Perhaps the most notorious of Peru’s giant peaks, Siula Grande was the setting for Joe Simson’s harrowing ordeal, as described in his book Touching the Void. It is, of course, still possible to climb Mount Siula Grande for those with the necessary technical skills who remain undeterred by Simpson’s traumatic account. For anyone else, simply catching sight of Siula Grande is one of the highlights of the Huayhuash Circuit trek, which can be arranged from the town of Huaraz.
The Santa Cruz trek is the most popular of all the Cordillera Blanca treks and is named after the Santa Cruz Mountain, which the trail passes below. It is possible to attempt a technical ascent of Santa Cruz Mountain but most visitors satisfy themselves with the views from below while undertaking the moderate four-day trek in the mountain’s shadow. The Santa Cruz trek can be organised from Huaraz.
Rising in the distance above the town of Arequipa, the almost flawless iconical form of the volcano known as El Misti exerts an inexorable draw on many visitors to the region and it is possible to reach its summit on a two-day trek. The climb to the 5,825m-high rim is tough and challenging and requires specialist climbing equipment at times of year when the peak is covered in snow but the thrill of climbing and conquering a towering active volcano makes it worth the effort.
For those wishing to get a 6,000 m peak under their belt without the need for technical mountaineering, Chachani, at 6,057 m is considered one of the best options in the world. Reached on a two-day trek departing from Arequipa, the most common difficulty encountered on this mountain in Peru is altitude sickness since Arequipa is not high enough to prepare the body for such altitude.

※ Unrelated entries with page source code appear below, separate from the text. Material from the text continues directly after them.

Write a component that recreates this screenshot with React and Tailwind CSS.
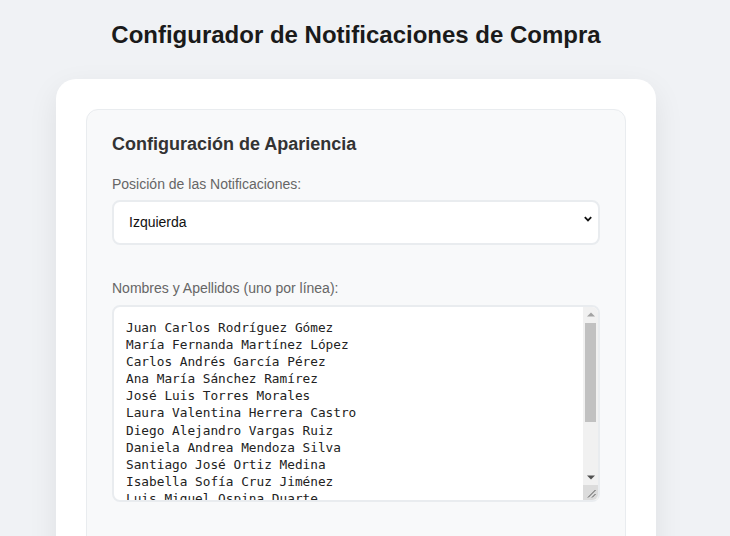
import React from "react";

const names = [
  "Juan Carlos Rodríguez Gómez",
  "María Fernanda Martínez López",
  "Carlos Andrés García Pérez",
  "Ana María Sánchez Ramírez",
  "José Luis Torres Morales",
  "Laura Valentina Herrera Castro",
  "Diego Alejandro Vargas Ruiz",
  "Daniela Andrea Mendoza Silva",
  "Santiago José Ortiz Medina",
  "Isabella Sofía Cruz Jiménez",
  "Luis Miguel Ospina Duarte",
  "Valentina Restrepo Gómez",
  "Andrés Felipe Rojas Castillo",
  "Camila Alejandra Moreno Díaz",
  "Sebastián Gutiérrez Álvarez",
  "Paula Andrea Romero Suárez",
].join("\n");

export default function App() {
  return (
    <div
      className="h-[536px] overflow-hidden bg-[#f0f2f5]"
      style={{ fontFamily: '"Liberation Sans", Arial, sans-serif' }}
    >
      <div className="w-[600px] ml-[56px] pt-[21px]">
        <h1 className="text-center text-[24px] leading-[28px] font-bold text-[#1a1a1a] mb-[30px]">
          Configurador de Notificaciones de Compra
        </h1>
        <div className="bg-white rounded-[20px] p-[30px] shadow-[0_10px_30px_rgba(0,0,0,0.08)]">
          <div className="bg-[#f8f9fa] border border-[#e9ecef] rounded-[12px] px-[25px] pt-[24px] pb-[40px]">
            <h2 className="text-[18px] leading-[21px] font-bold text-[#333] mb-[21px]">
              Configuración de Apariencia
            </h2>
            <label className="block text-[14px] leading-[17px] text-[#666] mb-[7px]">
              Posición de las Notificaciones:
            </label>
            <div className="relative">
              <select
                defaultValue="left"
                className="block w-full h-[45px] appearance-none border-2 border-[#e9ecef] rounded-[8px] bg-white pl-[15px] pr-[30px] text-[14px] text-[#111] outline-none"
              >
                <option value="left">Izquierda</option>
                <option value="right">Derecha</option>
              </select>
              <svg
                className="absolute left-[472px] top-[15px] pointer-events-none"
                width="8"
                height="8"
                viewBox="0 0 8 8"
              >
                <path d="M0.8 2.2 L4 5.4 L7.2 2.2" fill="none" stroke="#111" strokeWidth="1.8" />
              </svg>
            </div>
            <label className="block mt-[35px] text-[14px] leading-[17px] text-[#666] mb-[8px]">
              Nombres y Apellidos (uno por línea):
            </label>
            <div className="relative">
              <textarea
                defaultValue={names}
                className="block w-full h-[197px] resize-none overflow-hidden border-2 border-[#e9ecef] rounded-[8px] bg-white pl-[12px] pr-[27px] py-[12px] text-[12.75px] leading-[17.1px] text-[#222] outline-none"
                style={{ fontFamily: '"DejaVu Sans Mono", "Liberation Mono", monospace' }}
              />
              {/* simulated native scrollbar */}
              <div className="absolute right-[2px] top-[2px] bottom-[2px] w-[15px] flex flex-col bg-[#f1f1f1] rounded-tr-[6px] pointer-events-none">
                <div className="h-[15px] flex items-center justify-center">
                  <svg width="8" height="5" viewBox="0 0 8 5">
                    <path d="M0 4.5 L4 0.5 L8 4.5 Z" fill="#a3a3a3" />
                  </svg>
                </div>
                <div className="flex-1 px-[2px] pt-[1px]">
                  <div className="h-[99px] bg-[#c1c1c1]" />
                </div>
                <div className="h-[15px] flex items-center justify-center">
                  <svg width="8" height="5" viewBox="0 0 8 5">
                    <path d="M0 0.5 L8 0.5 L4 4.5 Z" fill="#505050" />
                  </svg>
                </div>
                <div className="h-[15px] bg-[#dcdcdc] rounded-br-[6px] relative">
                  <svg className="absolute right-[2px] bottom-[2px]" width="9" height="9" viewBox="0 0 9 9">
                    <path d="M8.5 1 L1 8.5 M8.5 5 L5 8.5" stroke="#555" strokeWidth="1" fill="none" />
                  </svg>
                </div>
              </div>
            </div>
            <div className="h-[60px]" />
          </div>
        </div>
      </div>
    </div>
  );
}
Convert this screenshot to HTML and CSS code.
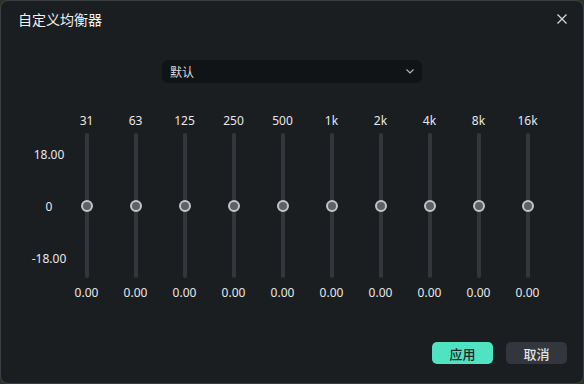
FILE: index.html
```html
<!DOCTYPE html>
<html>
<head>
    <title>自定义均衡器</title>
    <link rel="stylesheet" href="styles.css">
</head>
<body>
    <div id="dialog">
        <div id="title-bar">
            <span id="title">自定义均衡器</span>
            <button id="close-button">
                <svg viewBox="0 0 10 10" width="10" height="10"><path d="M0.5 0.5L9.5 9.5M9.5 0.5L0.5 9.5" stroke="#d6d7d8" stroke-width="1.3" fill="none"/></svg>
            </button>
        </div>
        <div id="preset-row">
            <div id="preset-select">
                <span>默认</span>
                <svg viewBox="0 0 8 5" width="8" height="5"><path d="M0.5 0.5L4 4L7.5 0.5" stroke="#b8babc" stroke-width="1.1" fill="none"/></svg>
            </div>
        </div>
        <div id="eq">
            <div class="scale">
                <span class="scale-top">18.00</span>
                <span class="scale-mid">0</span>
                <span class="scale-bottom">-18.00</span>
            </div>
            <div class="band"><span class="freq">31</span><div class="track"><div class="knob"></div></div><span class="gain">0.00</span></div>
            <div class="band"><span class="freq">63</span><div class="track"><div class="knob"></div></div><span class="gain">0.00</span></div>
            <div class="band"><span class="freq">125</span><div class="track"><div class="knob"></div></div><span class="gain">0.00</span></div>
            <div class="band"><span class="freq">250</span><div class="track"><div class="knob"></div></div><span class="gain">0.00</span></div>
            <div class="band"><span class="freq">500</span><div class="track"><div class="knob"></div></div><span class="gain">0.00</span></div>
            <div class="band"><span class="freq">1k</span><div class="track"><div class="knob"></div></div><span class="gain">0.00</span></div>
            <div class="band"><span class="freq">2k</span><div class="track"><div class="knob"></div></div><span class="gain">0.00</span></div>
            <div class="band"><span class="freq">4k</span><div class="track"><div class="knob"></div></div><span class="gain">0.00</span></div>
            <div class="band"><span class="freq">8k</span><div class="track"><div class="knob"></div></div><span class="gain">0.00</span></div>
            <div class="band"><span class="freq">16k</span><div class="track"><div class="knob"></div></div><span class="gain">0.00</span></div>
        </div>
        <div id="footer">
            <button id="apply-button">应用</button>
            <button id="cancel-button">取消</button>
        </div>
    </div>
</body>
</html>
```

FILE: styles.css
```css
body {
    margin: 0;
    padding: 0;
    background-color: #2b3327;
    font-family: "Noto Sans", "Noto Sans CJK SC", sans-serif;
    color: #e6e7e8;
    width: 584px;
    height: 384px;
    overflow: hidden;
}
#dialog {
    width: 584px;
    height: 384px;
    box-sizing: border-box;
    background-color: #1b1e21;
    border: 1px solid #3b3f44;
    border-radius: 8px;
    display: flex;
    flex-direction: column;
}
#title-bar {
    height: 35px;
    display: flex;
    align-items: center;
    justify-content: space-between;
    padding: 0 16px 0 17px;
}
#title {
    font-size: 14px;
    color: #f0f1f2;
    font-family: "Noto Sans CJK SC", sans-serif;
}
#close-button {
    background: none;
    border: none;
    padding: 0;
    width: 10px;
    height: 10px;
    display: flex;
}
#preset-row {
    display: flex;
    justify-content: center;
    margin-top: 24px;
}
#preset-select {
    width: 260px;
    height: 23px;
    box-sizing: border-box;
    background-color: #111417;
    border-radius: 6px;
    display: flex;
    align-items: center;
    justify-content: space-between;
    padding: 0 8px 0 8px;
    font-size: 12px;
    color: #d8d9da;
    font-family: "Noto Sans CJK SC", sans-serif;
}
#eq {
    display: flex;
    margin-top: 30px;
    padding-left: 35px;
}
.scale {
    width: 26px;
    display: flex;
    flex-direction: column;
    align-items: center;
    padding-top: 20px;
    font-size: 12px;
    color: #e6e7e8;
}
.scale span {
    height: 16px;
    line-height: 16px;
    white-space: nowrap;
}
.scale-top {
    margin-top: 14px;
}
.scale-mid {
    margin-top: 36px;
}
.scale-bottom {
    margin-top: 36px;
}
.band {
    width: 49px;
    display: flex;
    flex-direction: column;
    align-items: center;
    font-size: 12px;
}
.freq, .gain {
    height: 16px;
    line-height: 16px;
    color: #e6e7e8;
}
.track {
    width: 4px;
    height: 145px;
    margin: 4px 0 7px 0;
    background-color: #33363b;
    border-radius: 2px;
    display: flex;
    align-items: center;
    justify-content: center;
}
.knob {
    width: 8px;
    height: 8px;
    flex-shrink: 0;
    border-radius: 50%;
    background-color: #5e6166;
    border: 2px solid #c3c5c7;
}
#footer {
    margin-top: auto;
    display: flex;
    justify-content: flex-end;
    gap: 13px;
    padding: 0 16px 19px 0;
}
#footer button {
    width: 61px;
    height: 22px;
    border: none;
    border-radius: 5px;
    font-size: 13px;
    font-family: "Noto Sans CJK SC", sans-serif;
    font-weight: 500;
    padding: 0;
}
#apply-button {
    background-color: #50e3c2;
    color: #1d2a27;
}
#cancel-button {
    background-color: #33373d;
    color: #e2e3e4;
}
```
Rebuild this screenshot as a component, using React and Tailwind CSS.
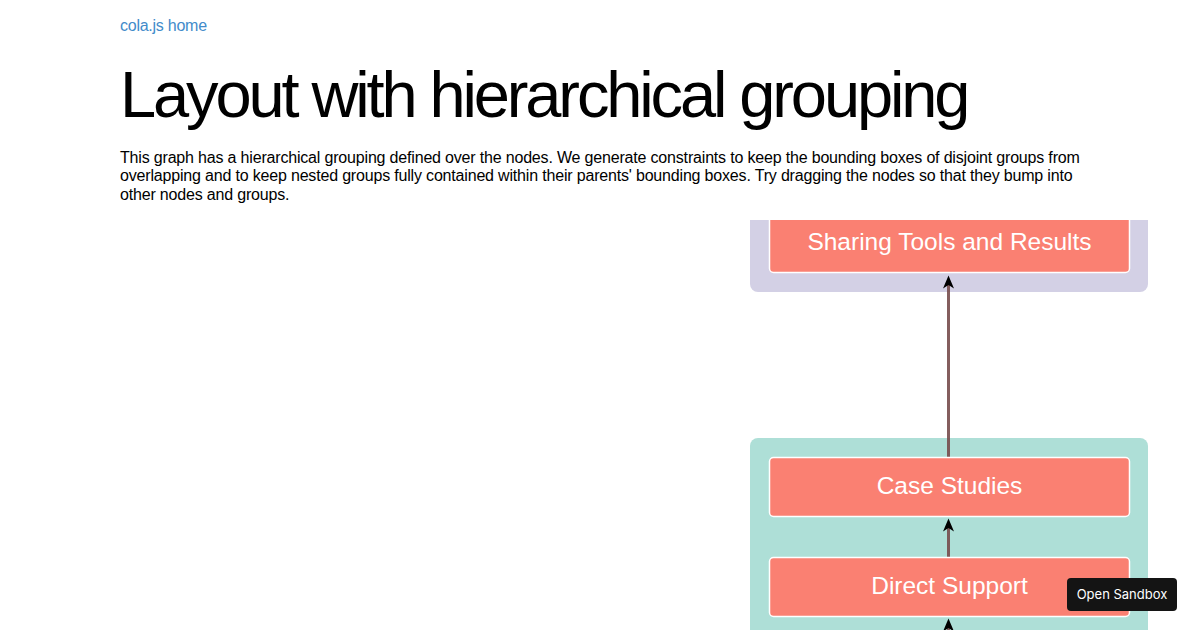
import React from 'react';

const font = { fontFamily: '"Liberation Sans", Arial, sans-serif' };

function Arrow({ x, y }) {
  // arrowhead pointing up, tip at (x, y)
  return <path d={`M${x} ${y} L${x + 5.5} ${y + 13} L${x} ${y + 9.5} L${x - 5.5} ${y + 13} Z`} fill="#000" />;
}

function Node({ x, y, w, h, label }) {
  return (
    <g>
      <rect x={x} y={y} width={w} height={h} rx={4} fill="#fa8072" stroke="#fff" strokeWidth={1.5} />
      <text x={x + w / 2} y={y + h / 2 + 7} textAnchor="middle" fill="#fff" fontSize={24.5} style={font}>
        {label}
      </text>
    </g>
  );
}

function Graph() {
  return (
    <svg width="1200" height="410" viewBox="0 220 1200 410" className="block">
      {/* groups */}
      <rect x={750} y={150} width={398} height={142} rx={8} fill="#d3d0e5" />
      <rect x={750} y={438} width={398} height={260} rx={8} fill="#aedfd7" />

      {/* edges */}
      <line x1={948.5} y1={282} x2={948.5} y2={458} stroke="#774d4d" strokeOpacity={0.9} strokeWidth={3} />
      <line x1={948.5} y1={524} x2={948.5} y2={558} stroke="#774d4d" strokeOpacity={0.9} strokeWidth={3} />
      <line x1={948.5} y1={624} x2={948.5} y2={660} stroke="#774d4d" strokeOpacity={0.9} strokeWidth={3} />

      {/* nodes */}
      <Node x={769.5} y={213} w={360} h={59.5} label="Sharing Tools and Results" />
      <Node x={769.5} y={457.5} w={360} h={59} label="Case Studies" />
      <Node x={769.5} y={557.5} w={360} h={59} label="Direct Support" />

      <Arrow x={948.5} y={275.5} />
      <Arrow x={948.5} y={518.5} />
      <Arrow x={948.5} y={618.5} />
    </svg>
  );
}

export default function App() {
  return (
    <div className="relative w-[1200px] h-[630px] overflow-hidden bg-white text-black" style={font}>
      <div className="w-[960px] mx-auto pt-[14px]">
        <div className="leading-[24px]">
          <a href="#" className="text-[16px] tracking-[-0.25px] text-[#428bca]">cola.js home</a>
        </div>
        <h1 className="mt-[21px] text-[65px] leading-[72px] tracking-[-0.048em] font-normal">
          Layout with hierarchical grouping
        </h1>
        <p className="mt-[18px] text-[16px] leading-[18.4px] tracking-[-0.18px]">
          This graph has a hierarchical grouping defined over the nodes. We generate constraints to keep the bounding
          boxes of disjoint groups from overlapping and to keep nested groups fully contained within their parents'
          bounding boxes. Try dragging the nodes so that they bump into other nodes and groups.
        </p>
      </div>
      <div className="mt-[16px]">
        <Graph />
      </div>
      <button className="absolute left-[1067px] top-[578px] w-[110px] h-[33px] rounded-[4px] bg-[#141414] text-white text-[13px] flex items-center justify-center" style={{ fontFamily: 'Inter, "Liberation Sans", sans-serif' }}>
        Open Sandbox
      </button>
    </div>
  );
}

Alpamayo is considered challenging, and not without danger, by the mountaineering community but it is a mountain that is often attempted as it is also regarded as one of the most beautiful in South America, if not in the world. Not quite reaching 6,000m but presenting considerable technical difficulties, especially during the demanding final sections of the ascent, many experienced climbers consider the conquest of this near-perfect symmetrical peak the most rewarding of their mountaineering careers. Alpamayo is in the Cordillera Huayhuash and climbers base themselves at Huaraz.
The highest mountain in the Cordillera Huayhuash and the second highest in the country, Yerupajá presents a serious mountaineering challenge for even the most experienced practitioners of the sport. It is considered one of the most difficult climbs in the Andes – there have not been many successful ascents of this peak and many lives have been lost attempting it – putting it far beyond the capabilities of any casual visitors to Peru. However, just the chance to glimpse such a mighty and intimidating mountain can be humbling and this opportunity is afforded to those embarking on the Huayhuash Circuit Trek, organised from Huaraz.
For those with little or no previous experience who hope for a taste of mountaineering, a popular mountain in Peru is Mount Diablo Mudo, also known as Rajucollota, in the Cordillera Huayhuash. This peak presents a moderate challenge, requiring the use of climbing equipment. However, with a guide, this can be attempted by anyone in good physical shape. The ascent and descent of the mountain are usually completed in one day and it is a common addition to the classic Huayhuash Circuit trek. The trip can be organised from Huaraz.
For serious mountaineers, a Peru holiday holds irresistible challenges for every level and ability. For those who prefer adventures of a less extreme nature, there is still ample opportunity to come face to face with some of the most sublime peaks of the Andes – from a safe distance far, far below, from some of Peru’s best treks.